TRIARC Systems Bolt Carrier: A Quick Look

Molon

Sergeant of the Hide
Full Member
Minuteman
Feb 26, 2020
451
1,067
TRIARC Systems Bolt Carrier: A Quick Look





triarc-bcg-001.jpg





For some time now I’ve been interested in trialing a bolt carrier that has been coated with NP3 (electroless nickel TEFLON). NP3 has attributes that are potentially beneficial to the reciprocating parts of the AR-15 such as the bolt and bolt carrier. A relatively new company with a growing reputation for quality called TRIARC Systems sells just such a bolt carrier.



triarc-bcg-002.jpg




The TRIARC bolt carrier weighs the exact same amount as a full-auto Colt bolt carrier; 9.4 ounces. The carrier proper is made from case hardened 8620 steel, while the gas key is made from 4140 steel. The gas key is fastened to the carrier using Grade 8 hardware. The aft section of the bolt carrier has a small radius on the external diameter to aide in the smooth entrance of the bolt carrier into the receiver extension/buffer tube.





triarc-bcg-003.jpg




The staking on the gas key is some of the nicest that I’ve seen.





triarc-bcg-004.jpg




The NP3 coating on the bolt carrier gives the carrier the most lubricious feel of any bolt carrier that I’ve owned; including my JP Enterprises bolt carriers.


The length of the TRIARC bolt carrier is 6.672”, which meets the US mil-spec. The internal diameter of the gas key is 0.181”, which also meets the US mil-spec.


The bore of an AR-15 bolt carrier can be thought of as being divided into three different sections with critical dimensions. Starting at the front of the carrier, the “bolt run” section of the bolt carrier interfaces with the “land” on the bolt. This section of the Triarc carrier has an internal diameter of 0.531”, which as before, meets the US mil-spec.


The next two sections of the bore of the AR-15 bolt carrier are extremely important for the proper function of the gas system. The gas system of the AR-15 is commonly referred to as a “direct impingement” system. In actuality, the AR-15 uses a gas piston system with the tail of the bolt and the gas ring section being the piston and the two sections of the bore of the bolt carrier being discussed forming the cylinder.

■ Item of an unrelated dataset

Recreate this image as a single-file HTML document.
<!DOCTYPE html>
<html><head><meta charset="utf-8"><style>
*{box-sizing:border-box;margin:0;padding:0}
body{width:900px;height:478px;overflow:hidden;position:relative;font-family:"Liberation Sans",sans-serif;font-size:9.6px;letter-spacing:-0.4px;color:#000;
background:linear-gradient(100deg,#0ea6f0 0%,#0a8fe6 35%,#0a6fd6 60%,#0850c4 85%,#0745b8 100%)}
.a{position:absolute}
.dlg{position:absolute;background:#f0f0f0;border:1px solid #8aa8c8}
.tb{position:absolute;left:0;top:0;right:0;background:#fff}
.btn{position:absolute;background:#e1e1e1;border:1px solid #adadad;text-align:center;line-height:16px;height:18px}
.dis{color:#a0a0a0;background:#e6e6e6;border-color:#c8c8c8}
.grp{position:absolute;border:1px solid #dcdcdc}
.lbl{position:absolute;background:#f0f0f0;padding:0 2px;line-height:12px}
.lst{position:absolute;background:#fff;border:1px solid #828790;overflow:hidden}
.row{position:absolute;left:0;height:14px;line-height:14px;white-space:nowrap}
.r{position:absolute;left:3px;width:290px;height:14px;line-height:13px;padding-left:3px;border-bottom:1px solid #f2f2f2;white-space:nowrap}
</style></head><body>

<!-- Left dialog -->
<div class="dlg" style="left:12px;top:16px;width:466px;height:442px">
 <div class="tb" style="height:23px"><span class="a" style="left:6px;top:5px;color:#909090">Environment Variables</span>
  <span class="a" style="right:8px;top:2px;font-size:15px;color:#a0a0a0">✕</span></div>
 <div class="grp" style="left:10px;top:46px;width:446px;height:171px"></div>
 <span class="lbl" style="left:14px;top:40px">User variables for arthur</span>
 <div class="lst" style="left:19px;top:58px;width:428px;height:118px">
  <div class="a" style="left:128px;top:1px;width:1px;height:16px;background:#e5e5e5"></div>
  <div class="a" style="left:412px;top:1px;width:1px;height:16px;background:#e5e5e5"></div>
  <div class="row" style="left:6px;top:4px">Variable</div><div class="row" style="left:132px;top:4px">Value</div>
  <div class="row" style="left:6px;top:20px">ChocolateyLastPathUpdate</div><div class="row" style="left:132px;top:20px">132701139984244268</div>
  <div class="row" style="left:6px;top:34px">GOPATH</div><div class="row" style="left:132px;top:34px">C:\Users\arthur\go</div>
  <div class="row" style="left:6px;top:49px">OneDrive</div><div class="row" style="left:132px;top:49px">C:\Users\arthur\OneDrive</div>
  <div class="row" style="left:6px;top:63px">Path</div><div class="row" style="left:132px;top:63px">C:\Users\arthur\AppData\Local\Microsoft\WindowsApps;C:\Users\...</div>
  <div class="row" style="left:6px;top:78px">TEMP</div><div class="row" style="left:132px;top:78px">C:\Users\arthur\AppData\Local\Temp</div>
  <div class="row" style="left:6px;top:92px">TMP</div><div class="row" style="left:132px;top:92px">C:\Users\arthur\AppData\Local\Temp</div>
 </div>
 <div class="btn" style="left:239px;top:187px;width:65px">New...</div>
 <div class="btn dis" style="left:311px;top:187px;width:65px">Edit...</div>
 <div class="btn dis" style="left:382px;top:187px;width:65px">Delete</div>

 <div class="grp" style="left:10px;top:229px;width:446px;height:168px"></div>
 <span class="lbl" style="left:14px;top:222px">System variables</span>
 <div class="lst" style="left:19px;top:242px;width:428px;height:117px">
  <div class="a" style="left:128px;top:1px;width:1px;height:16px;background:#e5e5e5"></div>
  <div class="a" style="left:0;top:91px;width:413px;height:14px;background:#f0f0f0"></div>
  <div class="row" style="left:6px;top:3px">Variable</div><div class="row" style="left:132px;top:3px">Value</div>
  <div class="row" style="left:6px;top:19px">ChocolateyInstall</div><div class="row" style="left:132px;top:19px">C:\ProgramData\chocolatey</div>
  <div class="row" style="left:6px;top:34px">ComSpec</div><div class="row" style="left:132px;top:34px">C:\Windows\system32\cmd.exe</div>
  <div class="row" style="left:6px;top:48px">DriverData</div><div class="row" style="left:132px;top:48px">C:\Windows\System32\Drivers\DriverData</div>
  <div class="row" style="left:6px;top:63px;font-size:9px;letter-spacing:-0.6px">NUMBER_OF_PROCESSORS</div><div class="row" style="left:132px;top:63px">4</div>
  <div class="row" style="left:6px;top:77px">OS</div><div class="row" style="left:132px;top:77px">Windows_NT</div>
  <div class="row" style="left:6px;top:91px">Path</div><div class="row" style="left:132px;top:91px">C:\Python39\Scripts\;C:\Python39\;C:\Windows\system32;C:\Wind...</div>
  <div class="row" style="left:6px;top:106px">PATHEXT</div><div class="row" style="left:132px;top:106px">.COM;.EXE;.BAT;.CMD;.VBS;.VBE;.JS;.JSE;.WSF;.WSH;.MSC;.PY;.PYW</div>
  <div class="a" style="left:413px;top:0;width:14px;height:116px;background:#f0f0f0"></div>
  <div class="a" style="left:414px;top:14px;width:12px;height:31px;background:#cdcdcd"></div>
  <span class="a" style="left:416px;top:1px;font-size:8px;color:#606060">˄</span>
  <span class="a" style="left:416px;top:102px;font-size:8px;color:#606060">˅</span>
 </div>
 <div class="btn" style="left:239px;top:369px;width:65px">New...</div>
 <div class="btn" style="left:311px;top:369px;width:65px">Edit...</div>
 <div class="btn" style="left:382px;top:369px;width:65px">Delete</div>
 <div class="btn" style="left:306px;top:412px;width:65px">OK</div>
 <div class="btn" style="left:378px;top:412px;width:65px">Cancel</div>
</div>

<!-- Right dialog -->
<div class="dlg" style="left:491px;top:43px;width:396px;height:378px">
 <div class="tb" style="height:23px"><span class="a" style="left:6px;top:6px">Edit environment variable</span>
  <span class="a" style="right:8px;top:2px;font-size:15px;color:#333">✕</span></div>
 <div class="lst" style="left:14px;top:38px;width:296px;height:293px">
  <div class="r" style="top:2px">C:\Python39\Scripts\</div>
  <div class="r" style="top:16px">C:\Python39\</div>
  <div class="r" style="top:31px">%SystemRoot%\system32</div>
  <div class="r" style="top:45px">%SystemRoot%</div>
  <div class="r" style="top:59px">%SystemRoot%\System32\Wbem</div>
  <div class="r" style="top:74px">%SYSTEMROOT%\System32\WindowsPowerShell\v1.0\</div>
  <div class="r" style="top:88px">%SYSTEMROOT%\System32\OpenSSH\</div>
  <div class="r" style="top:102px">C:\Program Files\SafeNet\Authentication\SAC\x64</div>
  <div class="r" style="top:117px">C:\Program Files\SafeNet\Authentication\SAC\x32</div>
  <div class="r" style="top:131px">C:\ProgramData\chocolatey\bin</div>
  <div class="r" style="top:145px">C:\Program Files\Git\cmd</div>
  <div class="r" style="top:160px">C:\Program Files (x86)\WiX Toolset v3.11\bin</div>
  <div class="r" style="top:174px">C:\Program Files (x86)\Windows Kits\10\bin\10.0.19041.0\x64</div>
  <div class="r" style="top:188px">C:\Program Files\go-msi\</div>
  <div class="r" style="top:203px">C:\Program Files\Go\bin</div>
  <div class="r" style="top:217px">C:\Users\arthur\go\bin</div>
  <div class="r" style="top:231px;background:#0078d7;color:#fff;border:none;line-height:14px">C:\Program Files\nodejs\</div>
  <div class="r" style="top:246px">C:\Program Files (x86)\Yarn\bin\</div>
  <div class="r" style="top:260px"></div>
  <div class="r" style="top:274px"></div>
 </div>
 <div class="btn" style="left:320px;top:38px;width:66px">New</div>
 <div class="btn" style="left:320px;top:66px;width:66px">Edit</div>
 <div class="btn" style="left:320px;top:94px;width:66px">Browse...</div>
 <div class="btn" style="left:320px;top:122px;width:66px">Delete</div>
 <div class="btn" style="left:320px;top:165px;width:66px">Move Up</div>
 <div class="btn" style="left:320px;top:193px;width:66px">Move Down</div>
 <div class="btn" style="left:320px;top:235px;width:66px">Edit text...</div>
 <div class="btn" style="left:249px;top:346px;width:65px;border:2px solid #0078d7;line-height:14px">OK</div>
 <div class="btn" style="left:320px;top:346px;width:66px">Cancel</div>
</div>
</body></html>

The second section of the bore of the bolt carrier interfaces with the gas rings on the bolt and this section of the TRIARC bolt carrier has an internal diameter 0.4995”. The third section of the bolt carrier interfaces with the tail of the bolt and this section of the TRIARC bolt carrier has an internal diameter of 0.2515”. Both of these dimensions meet the US mil-spec and when combined with a bolt with the proper dimensions should produce a highly efficient gas system.

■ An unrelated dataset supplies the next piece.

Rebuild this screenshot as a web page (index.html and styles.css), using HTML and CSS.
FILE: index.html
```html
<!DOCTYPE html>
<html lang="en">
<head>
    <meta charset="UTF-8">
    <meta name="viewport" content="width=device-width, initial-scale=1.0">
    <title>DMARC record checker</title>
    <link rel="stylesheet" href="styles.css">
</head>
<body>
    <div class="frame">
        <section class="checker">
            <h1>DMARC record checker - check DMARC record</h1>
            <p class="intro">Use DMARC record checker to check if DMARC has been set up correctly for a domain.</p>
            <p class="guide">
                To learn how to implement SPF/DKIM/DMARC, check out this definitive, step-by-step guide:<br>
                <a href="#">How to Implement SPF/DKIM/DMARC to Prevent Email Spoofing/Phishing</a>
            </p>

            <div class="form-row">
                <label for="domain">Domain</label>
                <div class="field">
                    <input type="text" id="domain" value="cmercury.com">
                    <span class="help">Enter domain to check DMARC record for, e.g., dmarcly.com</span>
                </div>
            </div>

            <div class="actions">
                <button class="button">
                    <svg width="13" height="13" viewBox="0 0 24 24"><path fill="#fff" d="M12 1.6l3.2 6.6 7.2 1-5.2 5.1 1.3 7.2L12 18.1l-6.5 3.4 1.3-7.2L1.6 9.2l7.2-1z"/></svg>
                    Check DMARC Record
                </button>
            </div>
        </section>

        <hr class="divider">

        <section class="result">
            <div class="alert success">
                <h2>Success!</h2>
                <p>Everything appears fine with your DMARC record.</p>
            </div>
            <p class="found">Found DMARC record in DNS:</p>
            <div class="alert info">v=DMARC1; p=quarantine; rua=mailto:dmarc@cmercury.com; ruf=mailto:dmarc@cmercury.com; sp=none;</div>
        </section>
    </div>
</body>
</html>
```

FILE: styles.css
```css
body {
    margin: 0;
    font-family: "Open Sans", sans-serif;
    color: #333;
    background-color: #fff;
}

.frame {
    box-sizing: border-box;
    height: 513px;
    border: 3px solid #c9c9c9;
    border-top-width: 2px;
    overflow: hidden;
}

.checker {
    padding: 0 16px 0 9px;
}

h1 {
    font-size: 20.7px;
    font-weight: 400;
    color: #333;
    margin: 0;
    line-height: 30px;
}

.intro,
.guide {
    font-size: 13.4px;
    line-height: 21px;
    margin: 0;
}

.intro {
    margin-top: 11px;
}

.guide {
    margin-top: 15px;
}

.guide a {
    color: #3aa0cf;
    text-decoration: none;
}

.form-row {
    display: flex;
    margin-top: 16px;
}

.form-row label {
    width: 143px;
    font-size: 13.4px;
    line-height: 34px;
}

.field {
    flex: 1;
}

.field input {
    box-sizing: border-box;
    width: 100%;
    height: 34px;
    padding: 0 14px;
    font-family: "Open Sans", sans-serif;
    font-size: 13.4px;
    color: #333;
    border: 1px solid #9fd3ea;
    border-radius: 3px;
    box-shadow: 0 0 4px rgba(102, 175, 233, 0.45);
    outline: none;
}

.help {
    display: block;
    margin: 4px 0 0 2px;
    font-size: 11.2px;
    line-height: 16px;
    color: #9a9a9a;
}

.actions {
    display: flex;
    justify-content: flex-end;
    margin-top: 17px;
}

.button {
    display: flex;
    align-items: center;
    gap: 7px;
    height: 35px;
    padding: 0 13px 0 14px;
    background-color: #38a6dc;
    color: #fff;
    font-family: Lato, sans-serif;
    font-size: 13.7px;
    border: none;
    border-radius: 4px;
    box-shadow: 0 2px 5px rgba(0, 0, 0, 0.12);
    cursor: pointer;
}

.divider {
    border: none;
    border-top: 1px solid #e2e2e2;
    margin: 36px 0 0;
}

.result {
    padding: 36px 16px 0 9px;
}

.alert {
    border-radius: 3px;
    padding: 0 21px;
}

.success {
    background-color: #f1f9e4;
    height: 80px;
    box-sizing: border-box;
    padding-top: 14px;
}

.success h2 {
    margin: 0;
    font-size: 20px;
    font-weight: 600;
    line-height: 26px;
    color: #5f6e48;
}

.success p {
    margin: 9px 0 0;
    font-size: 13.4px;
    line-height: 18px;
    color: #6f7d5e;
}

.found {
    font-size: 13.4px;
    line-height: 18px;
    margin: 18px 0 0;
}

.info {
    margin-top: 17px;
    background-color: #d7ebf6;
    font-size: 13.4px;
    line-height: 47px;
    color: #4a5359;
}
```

It's truly refreshing to see a new company in the AR-15 arena that is straight forward with the customer as to the materials these components are made from. In addition to all of that, the NP3 coating on the Triarc bolt carrier is quite aesthetically pleasing.





molon_signature_005-1357735.jpg




....
 
Last edited:

Molon

Sergeant of the Hide
Full Member
Minuteman
Feb 26, 2020
451
1,067
triarc_bolt_002-2288015.jpg




I checked the firing pin protrusion on the bolt that I received. With the supplied firing pin, the protrusion was 0.0295". With a new Colt firing pin the protrusion was 0.0290".

Since I had the bolt disassembled, I also checked the headspace with a 16" TRIARC Track 2.0 barrel. The bolt closed on 1.4646" gauge. The bolt did not close on a 1.4666" gauge.


It is interesting to note that the cam pin hole on the TRIARC bolt does not have relief cuts like a Colt bolt. Neither does a Hodge bolt.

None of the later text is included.